--- begin SUPPLIED DATA ---

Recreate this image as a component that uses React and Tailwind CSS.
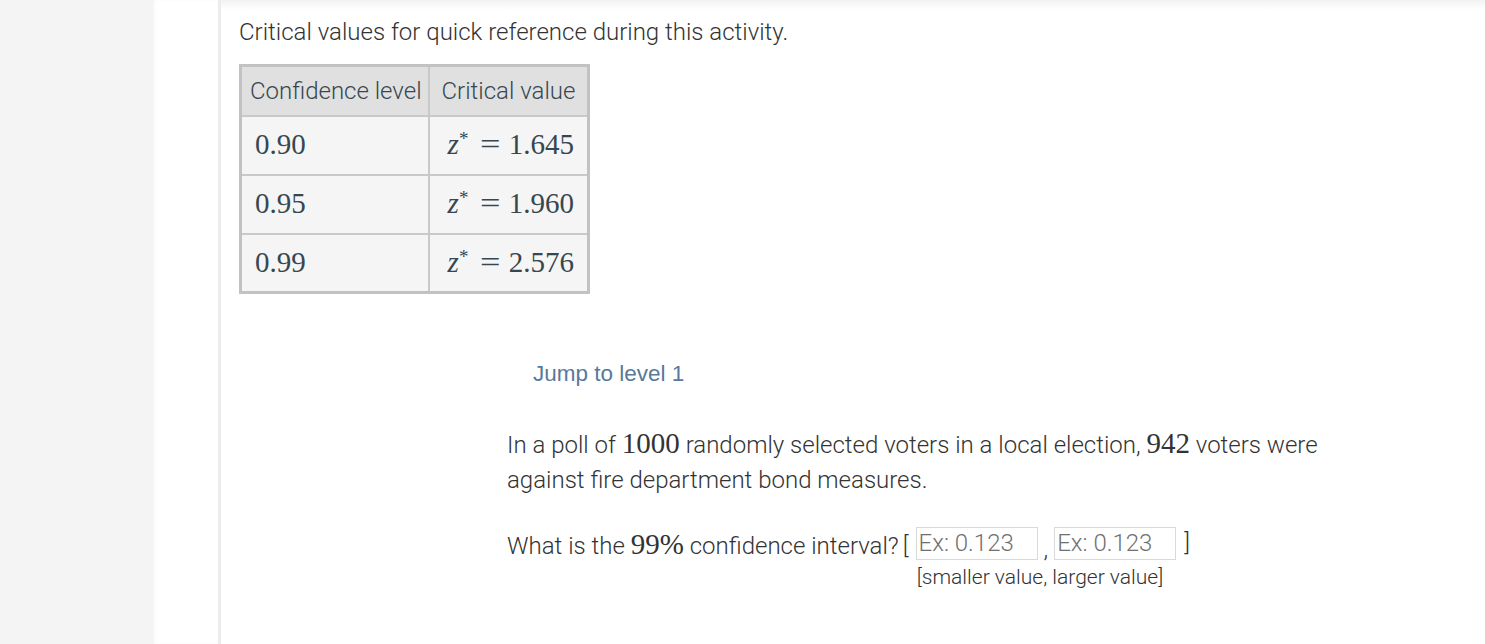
export default function App() {
  const rows = [
    ["0.90", "1.645"],
    ["0.95", "1.960"],
    ["0.99", "2.576"],
  ];
  const math = { fontFamily: '"Liberation Serif", "DejaVu Serif", serif' };

  return (
    <div className="flex h-[644px] w-full overflow-hidden bg-white font-['Roboto',sans-serif] font-light text-[#333]">
      <div className="w-[152px] shrink-0 bg-[#f4f4f4]" />
      <div className="w-[66px] shrink-0 bg-white shadow-[inset_3px_0_4px_-2px_rgba(0,0,0,0.08)]" />
      <div className="w-[3px] shrink-0 bg-[#ececec]" />
      <div className="relative flex-1 pl-[18px] pt-[16px]">
        <div className="pointer-events-none absolute inset-x-0 top-0 h-[10px] bg-gradient-to-b from-[rgba(0,0,0,0.05)] to-transparent" />
        <p className="text-[24px] leading-[32px]">Critical values for quick reference during this activity.</p>

        <table className="mt-[16px] border-collapse border-[3px] border-[#c2c2c2] text-[#37474f]">
          <thead>
            <tr className="h-[50px] bg-[#e0e0e0] text-[24px]">
              <th className="w-[188px] border-r-2 border-[#c9c9c9] pl-[8px] text-left font-light">Confidence level</th>
              <th className="w-[160px] pl-[12px] text-left font-light">Critical value</th>
            </tr>
          </thead>
          <tbody>
            {rows.map(([c, z]) => (
              <tr key={c} className="h-[59px] border-t-2 border-[#c9c9c9] bg-[#f5f5f5] text-[29px]">
                <td className="border-r-2 border-[#c9c9c9] pl-[13px]" style={math}>
                  {c}
                </td>
                <td className="whitespace-nowrap pr-[13px] text-right" style={math}>
                  <i>z</i>
                  <sup className="text-[19px]">*</sup>
                  <span className="ml-[14px] mr-[10px] inline-block scale-x-125">=</span>
                  {z}
                </td>
              </tr>
            ))}
          </tbody>
        </table>

        <div className="mt-[63px] pl-[294px] font-['Liberation_Sans',sans-serif] text-[22.5px] font-normal text-[#58789d]">
          Jump to level 1
        </div>

        <div className="mt-[37px] pl-[268px]">
          <p className="w-[830px] text-[24px] leading-[35px]">
            In a poll of <span className="text-[29px] leading-none" style={math}>1000</span> randomly selected voters in a local
            election, <span className="text-[29px] leading-none" style={math}>942</span> voters were against fire department bond
            measures.
          </p>
        </div>

        <div className="mt-[29px] flex pl-[268px] text-[24px]">
          <span className="pt-[2px] leading-[35px]">
            What is the <span className="text-[29px] leading-none" style={math}>99%</span> confidence interval?
          </span>
          <div className="ml-[4px] flex flex-col">
            <div className="flex items-start">
              <span className="pt-[2px] leading-[35px]">[</span>
              <input
                placeholder="Ex: 0.123"
                className="ml-[7px] h-[33px] w-[122px] border border-[#d6dadc] px-[2px] text-[24px] font-light placeholder:text-[#707070] outline-none"
              />
              <span className="mx-[6px] pt-[12px] leading-[20px]">,</span>
              <input
                placeholder="Ex: 0.123"
                className="h-[33px] w-[122px] border border-[#d6dadc] px-[2px] text-[24px] font-light placeholder:text-[#707070] outline-none"
              />
              <span className="ml-[8px] leading-[33px]">]</span>
            </div>
            <span className="ml-[14px] mt-0 text-[21px] leading-[26px]">[smaller value, larger value]</span>
          </div>
        </div>
      </div>
    </div>
  );
}
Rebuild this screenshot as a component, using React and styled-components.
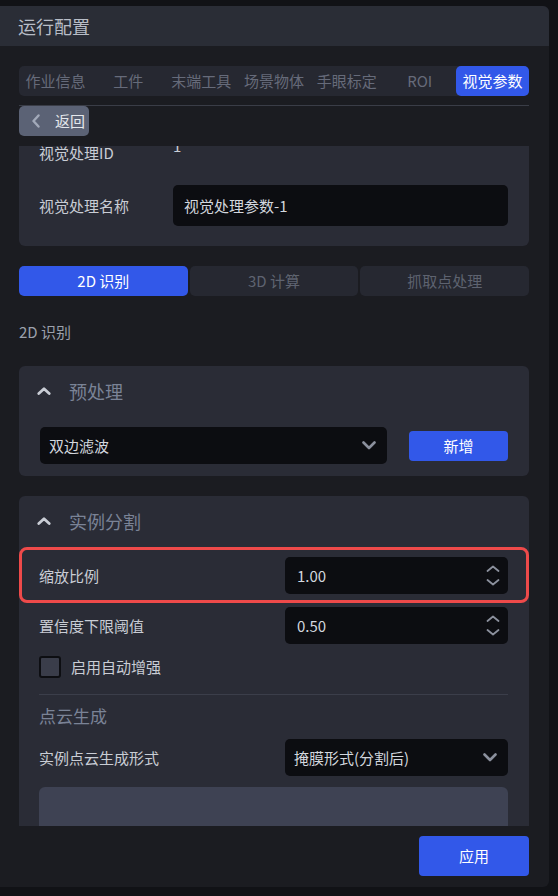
import React, { useLayoutEffect, useRef } from 'react';
import styled, { createGlobalStyle } from 'styled-components';

const Global = createGlobalStyle`
  html, body { margin: 0; padding: 0; background: #111216; }
  body { font-family: "Noto Sans CJK SC", "Noto Sans", sans-serif; }
  * { box-sizing: border-box; }
`;

const Page = styled.div`
  width: 558px;
  height: 896px;
  padding-top: 6px;
  background: #111216;
`;

const Dialog = styled.div`
  width: 549px;
  height: 881px;
  background: #1b1c21;
  border-radius: 0 6px 6px 0;
  overflow: hidden;
  display: flex;
  flex-direction: column;
`;

const Header = styled.div`
  height: 40px;
  flex: none;
  background: #2a2d36;
  display: flex;
  align-items: center;
  padding-left: 18px;
  color: #b8bdc7;
  font-size: 18px;
  line-height: 24px;
`;

const Body = styled.div`
  flex: 1;
  min-height: 0;
  display: flex;
  flex-direction: column;
  padding: 20px 20px 0 19px;
`;

const TabBar = styled.div`
  display: grid;
  grid-template-columns: repeat(7, 1fr);
  height: 30px;
  background: #262831;
  border-radius: 5px;
`;

const Tab = styled.div`
  display: flex;
  align-items: center;
  justify-content: center;
  white-space: nowrap;
  font-size: 15px;
  line-height: 20px;
  border-radius: 5px;
  color: ${(p) => (p.$active ? '#ffffff' : '#666b7a')};
  background: ${(p) => (p.$active ? '#3258e9' : 'transparent')};
`;

const Rule = styled.div`
  height: 1px;
  background: ${(p) => p.$color || '#3a3d47'};
  margin-top: ${(p) => p.$mt || 0}px;
  flex: none;
`;

const BackButton = styled.div`
  width: 70px;
  height: 30px;
  flex: none;
  display: flex;
  align-items: center;
  gap: 15px;
  padding-left: 13px;
  background: #5b6275;
  border-radius: 5px;
  color: #e4e7ec;
  font-size: 15px;
  line-height: 20px;
`;

const Scroll = styled.div`
  margin-top: 10px;
  height: 680px;
  flex: none;
  overflow-y: auto;
  scrollbar-width: none;
  &::-webkit-scrollbar { display: none; }
`;

const Card = styled.div`
  background: #2a2c36;
  border-radius: 6px;
  margin-top: ${(p) => p.$mt || 0}px;
  padding: ${(p) => p.$pad || '0'};
`;

const FormRow = styled.div`
  display: flex;
  align-items: ${(p) => p.$align || 'center'};
  height: ${(p) => p.$h}px;
  margin-top: ${(p) => p.$mt || 0}px;
`;

const Label = styled.div`
  width: ${(p) => (p.$w ? `${p.$w}px` : 'auto')};
  flex: ${(p) => (p.$w ? 'none' : '1')};
  color: #c9cdd5;
  font-size: 15px;
  line-height: 20px;
  white-space: nowrap;
`;

const PlainValue = styled.div`
  color: #c9cdd5;
  font-size: 15px;
  line-height: 20px;
  padding-top: 3px;
`;

const Field = styled.div`
  width: ${(p) => p.$w}px;
  height: ${(p) => p.$h}px;
  flex: none;
  display: flex;
  align-items: center;
  justify-content: space-between;
  padding: 0 ${(p) => p.$pr || 10}px 0 ${(p) => p.$pl || 10}px;
  background: #0c0d11;
  border-radius: 5px;
  color: #d3d7de;
  font-size: 15px;
  line-height: 20px;
  white-space: nowrap;
`;

const SubTabs = styled.div`
  display: grid;
  grid-template-columns: repeat(3, 1fr);
  gap: 2px;
  height: 30px;
  margin-top: 20px;
`;

const SubTab = styled.div`
  display: flex;
  align-items: center;
  justify-content: center;
  border-radius: 5px;
  font-size: 15px;
  line-height: 20px;
  color: ${(p) => (p.$active ? '#ffffff' : '#5e6370')};
  background: ${(p) => (p.$active ? '#3258e9' : '#262831')};
`;

const SectionLabel = styled.div`
  margin-top: 26px;
  color: #9ca1ac;
  font-size: 15px;
  line-height: 20px;
`;

const PanelHead = styled.div`
  height: 50px;
  display: flex;
  align-items: center;
  gap: 18px;
  padding-left: 18px;
  color: #7a8396;
  font-size: 18px;
  line-height: 24px;
`;

const PanelBody = styled.div`
  display: flex;
  flex-direction: column;
  padding: ${(p) => p.$pad};
`;

const InlineRow = styled.div`
  display: flex;
  align-items: center;
  gap: 22px;
  margin-top: 11px;
`;

const BlueButton = styled.div`
  width: ${(p) => p.$w}px;
  height: ${(p) => p.$h}px;
  flex: none;
  display: flex;
  align-items: center;
  justify-content: center;
  background: #3258e9;
  border-radius: 4px;
  color: #ffffff;
  font-size: 15px;
  line-height: 20px;
`;

const Highlight = styled.div`
  position: relative;
  &::after {
    content: '';
    position: absolute;
    top: -10px;
    bottom: -9px;
    left: -20px;
    right: -21px;
    border: 3px solid #ee4a4a;
    border-radius: 8px;
    pointer-events: none;
  }
`;

const CheckRow = styled.div`
  display: flex;
  align-items: center;
  gap: 10px;
  margin-top: 12px;
  height: 22px;
  color: #c9cdd5;
  font-size: 15px;
  line-height: 20px;
`;

const Box = styled.div`
  width: 22px;
  height: 22px;
  border: 2px solid #0d0e12;
  background: #3a3d4a;
  border-radius: 3px;
`;

const SubHeading = styled.div`
  margin-top: 9px;
  color: #7a8396;
  font-size: 17px;
  line-height: 24px;
`;

const GreyBlock = styled.div`
  margin-top: 11px;
  height: 64px;
  background: #3e4253;
  border-radius: 6px;
`;

const Footer = styled.div`
  display: flex;
  justify-content: flex-end;
  padding-top: 10px;
`;

const ChevronDown = () => (
  <svg width="14" height="9" viewBox="0 0 14 9">
    <path d="M1.5 1.5 L7 7 L12.5 1.5" fill="none" stroke="#8b909d" strokeWidth="2.6" strokeLinecap="round" strokeLinejoin="round" />
  </svg>
);

const ChevronUpBold = () => (
  <svg width="14" height="8" viewBox="0 0 14 8">
    <path d="M1.8 6.5 L7 1.8 L12.2 6.5" fill="none" stroke="#c9cdd5" strokeWidth="2.8" strokeLinecap="round" strokeLinejoin="round" />
  </svg>
);

const ChevronLeft = () => (
  <svg width="8" height="14" viewBox="0 0 8 14">
    <path d="M6.5 1.5 L1.5 7 L6.5 12.5" fill="none" stroke="#a2a9b9" strokeWidth="2.4" strokeLinecap="round" strokeLinejoin="round" />
  </svg>
);

const Spinner = () => (
  <svg width="14" height="22" viewBox="0 0 14 22">
    <path d="M1.5 6 L7 1.5 L12.5 6" fill="none" stroke="#8b909d" strokeWidth="1.8" strokeLinecap="round" strokeLinejoin="round" />
    <path d="M1.5 15 L7 19.5 L12.5 15" fill="none" stroke="#8b909d" strokeWidth="1.8" strokeLinecap="round" strokeLinejoin="round" />
  </svg>
);

const tabs = ['作业信息', '工件', '末端工具', '场景物体', '手眼标定', 'ROI', '视觉参数'];
const subTabs = ['2D 识别', '3D 计算', '抓取点处理'];

export default function App() {
  const scrollRef = useRef(null);
  useLayoutEffect(() => {
    if (scrollRef.current) scrollRef.current.scrollTop = 33;
  }, []);

  return (
    <Page>
      <Global />
      <Dialog>
        <Header>运行配置</Header>
        <Body>
          <TabBar>
            {tabs.map((t) => (
              <Tab key={t} $active={t === '视觉参数'}>{t}</Tab>
            ))}
          </TabBar>
          <Rule $mt={9} />
          <BackButton>
            <ChevronLeft />
            返回
          </BackButton>
          <Scroll ref={scrollRef}>
            <Card $pad="20px 21px 20px 20px">
              <FormRow $h={40}>
                <Label $w={134}>视觉处理ID</Label>
                <PlainValue style={{ alignSelf: 'flex-start' }}>1</PlainValue>
              </FormRow>
              <FormRow $h={41} $mt={12}>
                <Label $w={134}>视觉处理名称</Label>
                <Field $w={335} $h={41} $pl={11}>视觉处理参数-1</Field>
              </FormRow>
            </Card>

            <SubTabs>
              {subTabs.map((t, i) => (
                <SubTab key={t} $active={i === 0}>{t}</SubTab>
              ))}
            </SubTabs>

            <SectionLabel>2D 识别</SectionLabel>

            <Card $mt={24}>
              <PanelHead>
                <ChevronUpBold />
                预处理
              </PanelHead>
              <PanelBody $pad="0 21px 12px 21px">
                <InlineRow>
                  <Field $w={347} $h={37} $pl={9} $pr={11}>
                    双边滤波
                    <ChevronDown />
                  </Field>
                  <BlueButton $w={99} $h={30}>新增</BlueButton>
                </InlineRow>
              </PanelBody>
            </Card>

            <Card $mt={20}>
              <PanelHead>
                <ChevronUpBold />
                实例分割
              </PanelHead>
              <PanelBody $pad="11px 21px 20px 20px">
                <Highlight>
                  <FormRow $h={37}>
                    <Label>缩放比例</Label>
                    <Field $w={223} $h={37} $pl={12} $pr={8}>
                      1.00
                      <Spinner />
                    </Field>
                  </FormRow>
                </Highlight>
                <FormRow $h={37} $mt={13}>
                  <Label>置信度下限阈值</Label>
                  <Field $w={223} $h={37} $pl={12} $pr={8}>
                    0.50
                    <Spinner />
                  </Field>
                </FormRow>
                <CheckRow>
                  <Box />
                  启用自动增强
                </CheckRow>
                <Rule $mt={16} $color="#3b3e4a" />
                <SubHeading>点云生成</SubHeading>
                <FormRow $h={37} $mt={11}>
                  <Label>实例点云生成形式</Label>
                  <Field $w={223} $h={37} $pl={9} $pr={11}>
                    掩膜形式(分割后)
                    <ChevronDown />
                  </Field>
                </FormRow>
                <GreyBlock />
              </PanelBody>
            </Card>
          </Scroll>
          <Footer>
            <BlueButton $w={110} $h={40}>应用</BlueButton>
          </Footer>
        </Body>
      </Dialog>
    </Page>
  );
}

--- end SUPPLIED DATA ---

__SET EXERCISE__: The lines from the start of the entries above through the one containing "during this activity.</p>" are to be retyped exactly, and no others. Pictures are left out.

__OUTPUT FOR THIS TASK__:
Recreate this image as a component that uses React and Tailwind CSS.
export default function App() {
  const rows = [
    ["0.90", "1.645"],
    ["0.95", "1.960"],
    ["0.99", "2.576"],
  ];
  const math = { fontFamily: '"Liberation Serif", "DejaVu Serif", serif' };

  return (
    <div className="flex h-[644px] w-full overflow-hidden bg-white font-['Roboto',sans-serif] font-light text-[#333]">
      <div className="w-[152px] shrink-0 bg-[#f4f4f4]" />
      <div className="w-[66px] shrink-0 bg-white shadow-[inset_3px_0_4px_-2px_rgba(0,0,0,0.08)]" />
      <div className="w-[3px] shrink-0 bg-[#ececec]" />
      <div className="relative flex-1 pl-[18px] pt-[16px]">
        <div className="pointer-events-none absolute inset-x-0 top-0 h-[10px] bg-gradient-to-b from-[rgba(0,0,0,0.05)] to-transparent" />
        <p className="text-[24px] leading-[32px]">Critical values for quick reference during this activity.</p>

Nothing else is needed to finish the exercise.